◆ STATED EXERCISE: Repeat the material below word for word and leave out all pictures.

◆ SOURCE EXCERPT:

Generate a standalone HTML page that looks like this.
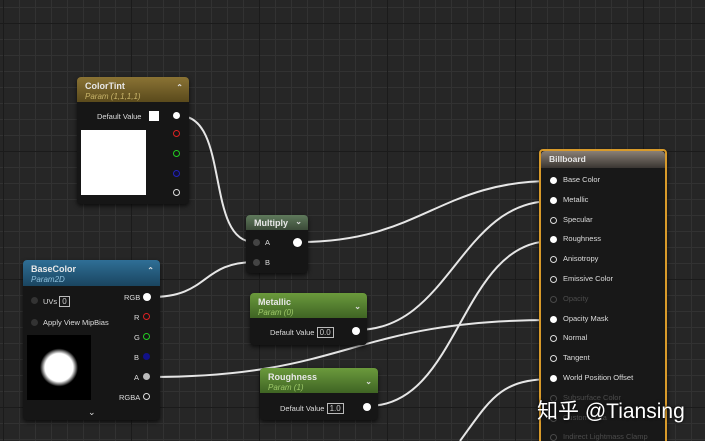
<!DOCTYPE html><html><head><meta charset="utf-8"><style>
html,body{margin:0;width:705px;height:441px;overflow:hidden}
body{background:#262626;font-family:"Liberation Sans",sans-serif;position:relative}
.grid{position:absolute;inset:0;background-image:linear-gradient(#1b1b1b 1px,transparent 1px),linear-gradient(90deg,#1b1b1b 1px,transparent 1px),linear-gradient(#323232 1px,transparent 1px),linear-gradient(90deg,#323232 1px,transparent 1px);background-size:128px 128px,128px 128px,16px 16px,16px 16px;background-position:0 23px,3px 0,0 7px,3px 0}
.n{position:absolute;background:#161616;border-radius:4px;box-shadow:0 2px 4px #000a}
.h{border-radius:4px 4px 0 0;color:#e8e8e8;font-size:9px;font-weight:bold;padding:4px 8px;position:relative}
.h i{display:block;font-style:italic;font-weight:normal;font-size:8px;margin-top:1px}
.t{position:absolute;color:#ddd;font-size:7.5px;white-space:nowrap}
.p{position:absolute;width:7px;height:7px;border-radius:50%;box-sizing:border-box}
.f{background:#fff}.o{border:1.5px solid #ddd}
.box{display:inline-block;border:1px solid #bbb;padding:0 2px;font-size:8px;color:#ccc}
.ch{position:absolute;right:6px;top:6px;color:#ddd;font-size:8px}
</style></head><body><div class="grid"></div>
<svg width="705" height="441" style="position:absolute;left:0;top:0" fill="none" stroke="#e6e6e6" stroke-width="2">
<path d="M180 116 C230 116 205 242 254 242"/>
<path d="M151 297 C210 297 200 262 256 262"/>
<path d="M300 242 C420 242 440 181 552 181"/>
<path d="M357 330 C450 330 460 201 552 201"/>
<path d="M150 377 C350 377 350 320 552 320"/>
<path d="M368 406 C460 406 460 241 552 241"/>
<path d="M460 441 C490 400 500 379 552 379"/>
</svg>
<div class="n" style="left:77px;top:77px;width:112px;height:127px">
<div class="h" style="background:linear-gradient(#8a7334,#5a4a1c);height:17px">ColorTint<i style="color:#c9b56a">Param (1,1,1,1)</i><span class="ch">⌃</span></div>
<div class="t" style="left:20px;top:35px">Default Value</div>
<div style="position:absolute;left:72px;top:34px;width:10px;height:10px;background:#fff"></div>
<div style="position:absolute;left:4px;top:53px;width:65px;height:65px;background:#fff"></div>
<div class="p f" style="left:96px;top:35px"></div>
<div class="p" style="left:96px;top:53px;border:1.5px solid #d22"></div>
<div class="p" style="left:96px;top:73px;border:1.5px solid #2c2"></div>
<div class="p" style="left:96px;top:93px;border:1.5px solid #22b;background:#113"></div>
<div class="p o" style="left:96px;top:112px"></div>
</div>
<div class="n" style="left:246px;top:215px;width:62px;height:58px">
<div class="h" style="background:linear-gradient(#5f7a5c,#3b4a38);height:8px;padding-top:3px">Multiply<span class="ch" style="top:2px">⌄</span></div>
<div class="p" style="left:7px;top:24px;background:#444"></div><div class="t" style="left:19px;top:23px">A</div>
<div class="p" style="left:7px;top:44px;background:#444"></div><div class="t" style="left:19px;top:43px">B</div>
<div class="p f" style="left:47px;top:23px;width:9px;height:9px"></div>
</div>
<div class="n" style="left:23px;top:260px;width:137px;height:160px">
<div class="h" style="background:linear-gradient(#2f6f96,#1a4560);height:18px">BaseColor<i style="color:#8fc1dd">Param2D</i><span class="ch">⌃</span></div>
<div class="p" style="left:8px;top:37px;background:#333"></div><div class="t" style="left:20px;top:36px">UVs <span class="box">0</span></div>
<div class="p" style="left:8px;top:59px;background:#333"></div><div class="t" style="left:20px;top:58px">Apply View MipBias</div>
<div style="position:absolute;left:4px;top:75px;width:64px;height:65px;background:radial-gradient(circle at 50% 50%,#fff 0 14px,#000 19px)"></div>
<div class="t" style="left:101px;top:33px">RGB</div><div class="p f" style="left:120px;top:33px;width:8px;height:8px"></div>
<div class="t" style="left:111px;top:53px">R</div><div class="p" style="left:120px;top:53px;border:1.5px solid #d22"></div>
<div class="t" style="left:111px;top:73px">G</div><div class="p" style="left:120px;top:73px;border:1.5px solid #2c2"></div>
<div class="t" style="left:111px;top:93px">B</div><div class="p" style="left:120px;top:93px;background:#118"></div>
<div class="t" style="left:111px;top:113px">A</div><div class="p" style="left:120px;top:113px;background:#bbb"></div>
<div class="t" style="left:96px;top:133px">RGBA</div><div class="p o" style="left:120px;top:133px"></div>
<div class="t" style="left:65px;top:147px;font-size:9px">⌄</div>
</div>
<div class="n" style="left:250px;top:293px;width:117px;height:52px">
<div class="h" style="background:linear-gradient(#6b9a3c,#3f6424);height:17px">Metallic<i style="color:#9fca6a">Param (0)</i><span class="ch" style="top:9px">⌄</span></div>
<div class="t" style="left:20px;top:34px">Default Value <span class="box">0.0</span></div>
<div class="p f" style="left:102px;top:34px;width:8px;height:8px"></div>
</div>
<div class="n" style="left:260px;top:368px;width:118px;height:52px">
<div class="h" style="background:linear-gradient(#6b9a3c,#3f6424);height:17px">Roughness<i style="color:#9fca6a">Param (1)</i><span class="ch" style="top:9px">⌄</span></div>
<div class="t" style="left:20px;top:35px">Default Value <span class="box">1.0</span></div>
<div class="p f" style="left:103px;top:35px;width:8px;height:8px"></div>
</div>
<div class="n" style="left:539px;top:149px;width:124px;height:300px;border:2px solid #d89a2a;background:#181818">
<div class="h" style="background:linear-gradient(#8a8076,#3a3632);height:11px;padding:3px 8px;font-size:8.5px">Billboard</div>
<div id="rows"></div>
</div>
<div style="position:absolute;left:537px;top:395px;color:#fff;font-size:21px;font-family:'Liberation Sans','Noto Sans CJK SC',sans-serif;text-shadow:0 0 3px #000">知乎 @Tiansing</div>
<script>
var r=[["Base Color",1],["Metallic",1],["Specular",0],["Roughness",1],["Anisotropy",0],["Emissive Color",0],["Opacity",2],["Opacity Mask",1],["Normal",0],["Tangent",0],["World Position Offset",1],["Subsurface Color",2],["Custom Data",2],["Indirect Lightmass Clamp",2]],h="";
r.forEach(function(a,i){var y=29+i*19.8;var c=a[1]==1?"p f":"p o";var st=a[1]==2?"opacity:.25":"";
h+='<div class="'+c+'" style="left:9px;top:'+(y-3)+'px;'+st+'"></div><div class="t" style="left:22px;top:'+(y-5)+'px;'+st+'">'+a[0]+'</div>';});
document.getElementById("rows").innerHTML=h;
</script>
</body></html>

◆ CORRECT ANSWER:
Generate a standalone HTML page that looks like this.
<!DOCTYPE html><html><head><meta charset="utf-8"><style>
html,body{margin:0;width:705px;height:441px;overflow:hidden}
body{background:#262626;font-family:"Liberation Sans",sans-serif;position:relative}
.grid{position:absolute;inset:0;background-image:linear-gradient(#1b1b1b 1px,transparent 1px),linear-gradient(90deg,#1b1b1b 1px,transparent 1px),linear-gradient(#323232 1px,transparent 1px),linear-gradient(90deg,#323232 1px,transparent 1px);background-size:128px 128px,128px 128px,16px 16px,16px 16px;background-position:0 23px,3px 0,0 7px,3px 0}
.n{position:absolute;background:#161616;border-radius:4px;box-shadow:0 2px 4px #000a}
.h{border-radius:4px 4px 0 0;color:#e8e8e8;font-size:9px;font-weight:bold;padding:4px 8px;position:relative}
.h i{display:block;font-style:italic;font-weight:normal;font-size:8px;margin-top:1px}
.t{position:absolute;color:#ddd;font-size:7.5px;white-space:nowrap}
.p{position:absolute;width:7px;height:7px;border-radius:50%;box-sizing:border-box}
.f{background:#fff}.o{border:1.5px solid #ddd}
.box{display:inline-block;border:1px solid #bbb;padding:0 2px;font-size:8px;color:#ccc}
.ch{position:absolute;right:6px;top:6px;color:#ddd;font-size:8px}
</style></head><body><div class="grid"></div>
<svg width="705" height="441" style="position:absolute;left:0;top:0" fill="none" stroke="#e6e6e6" stroke-width="2">
<path d="M180 116 C230 116 205 242 254 242"/>
<path d="M151 297 C210 297 200 262 256 262"/>
<path d="M300 242 C420 242 440 181 552 181"/>
<path d="M357 330 C450 330 460 201 552 201"/>
<path d="M150 377 C350 377 350 320 552 320"/>
<path d="M368 406 C460 406 460 241 552 241"/>
<path d="M460 441 C490 400 500 379 552 379"/>
</svg>
<div class="n" style="left:77px;top:77px;width:112px;height:127px">
<div class="h" style="background:linear-gradient(#8a7334,#5a4a1c);height:17px">ColorTint<i style="color:#c9b56a">Param (1,1,1,1)</i><span class="ch">⌃</span></div>
<div class="t" style="left:20px;top:35px">Default Value</div>
<div style="position:absolute;left:72px;top:34px;width:10px;height:10px;background:#fff"></div>
<div style="position:absolute;left:4px;top:53px;width:65px;height:65px;background:#fff"></div>
<div class="p f" style="left:96px;top:35px"></div>
<div class="p" style="left:96px;top:53px;border:1.5px solid #d22"></div>
<div class="p" style="left:96px;top:73px;border:1.5px solid #2c2"></div>
<div class="p" style="left:96px;top:93px;border:1.5px solid #22b;background:#113"></div>
<div class="p o" style="left:96px;top:112px"></div>
</div>
<div class="n" style="left:246px;top:215px;width:62px;height:58px">
<div class="h" style="background:linear-gradient(#5f7a5c,#3b4a38);height:8px;padding-top:3px">Multiply<span class="ch" style="top:2px">⌄</span></div>
<div class="p" style="left:7px;top:24px;background:#444"></div><div class="t" style="left:19px;top:23px">A</div>
<div class="p" style="left:7px;top:44px;background:#444"></div><div class="t" style="left:19px;top:43px">B</div>
<div class="p f" style="left:47px;top:23px;width:9px;height:9px"></div>
</div>
<div class="n" style="left:23px;top:260px;width:137px;height:160px">
<div class="h" style="background:linear-gradient(#2f6f96,#1a4560);height:18px">BaseColor<i style="color:#8fc1dd">Param2D</i><span class="ch">⌃</span></div>
<div class="p" style="left:8px;top:37px;background:#333"></div><div class="t" style="left:20px;top:36px">UVs <span class="box">0</span></div>
<div class="p" style="left:8px;top:59px;background:#333"></div><div class="t" style="left:20px;top:58px">Apply View MipBias</div>
<div style="position:absolute;left:4px;top:75px;width:64px;height:65px;background:radial-gradient(circle at 50% 50%,#fff 0 14px,#000 19px)"></div>
<div class="t" style="left:101px;top:33px">RGB</div><div class="p f" style="left:120px;top:33px;width:8px;height:8px"></div>
<div class="t" style="left:111px;top:53px">R</div><div class="p" style="left:120px;top:53px;border:1.5px solid #d22"></div>
<div class="t" style="left:111px;top:73px">G</div><div class="p" style="left:120px;top:73px;border:1.5px solid #2c2"></div>
<div class="t" style="left:111px;top:93px">B</div><div class="p" style="left:120px;top:93px;background:#118"></div>
<div class="t" style="left:111px;top:113px">A</div><div class="p" style="left:120px;top:113px;background:#bbb"></div>
<div class="t" style="left:96px;top:133px">RGBA</div><div class="p o" style="left:120px;top:133px"></div>
<div class="t" style="left:65px;top:147px;font-size:9px">⌄</div>
</div>
<div class="n" style="left:250px;top:293px;width:117px;height:52px">
<div class="h" style="background:linear-gradient(#6b9a3c,#3f6424);height:17px">Metallic<i style="color:#9fca6a">Param (0)</i><span class="ch" style="top:9px">⌄</span></div>
<div class="t" style="left:20px;top:34px">Default Value <span class="box">0.0</span></div>
<div class="p f" style="left:102px;top:34px;width:8px;height:8px"></div>
</div>
<div class="n" style="left:260px;top:368px;width:118px;height:52px">
<div class="h" style="background:linear-gradient(#6b9a3c,#3f6424);height:17px">Roughness<i style="color:#9fca6a">Param (1)</i><span class="ch" style="top:9px">⌄</span></div>
<div class="t" style="left:20px;top:35px">Default Value <span class="box">1.0</span></div>
<div class="p f" style="left:103px;top:35px;width:8px;height:8px"></div>
</div>
<div class="n" style="left:539px;top:149px;width:124px;height:300px;border:2px solid #d89a2a;background:#181818">
<div class="h" style="background:linear-gradient(#8a8076,#3a3632);height:11px;padding:3px 8px;font-size:8.5px">Billboard</div>
<div id="rows"></div>
</div>
<div style="position:absolute;left:537px;top:395px;color:#fff;font-size:21px;font-family:'Liberation Sans','Noto Sans CJK SC',sans-serif;text-shadow:0 0 3px #000">知乎 @Tiansing</div>
<script>
var r=[["Base Color",1],["Metallic",1],["Specular",0],["Roughness",1],["Anisotropy",0],["Emissive Color",0],["Opacity",2],["Opacity Mask",1],["Normal",0],["Tangent",0],["World Position Offset",1],["Subsurface Color",2],["Custom Data",2],["Indirect Lightmass Clamp",2]],h="";
r.forEach(function(a,i){var y=29+i*19.8;var c=a[1]==1?"p f":"p o";var st=a[1]==2?"opacity:.25":"";
h+='<div class="'+c+'" style="left:9px;top:'+(y-3)+'px;'+st+'"></div><div class="t" style="left:22px;top:'+(y-5)+'px;'+st+'">'+a[0]+'</div>';});
document.getElementById("rows").innerHTML=h;
</script>
</body></html>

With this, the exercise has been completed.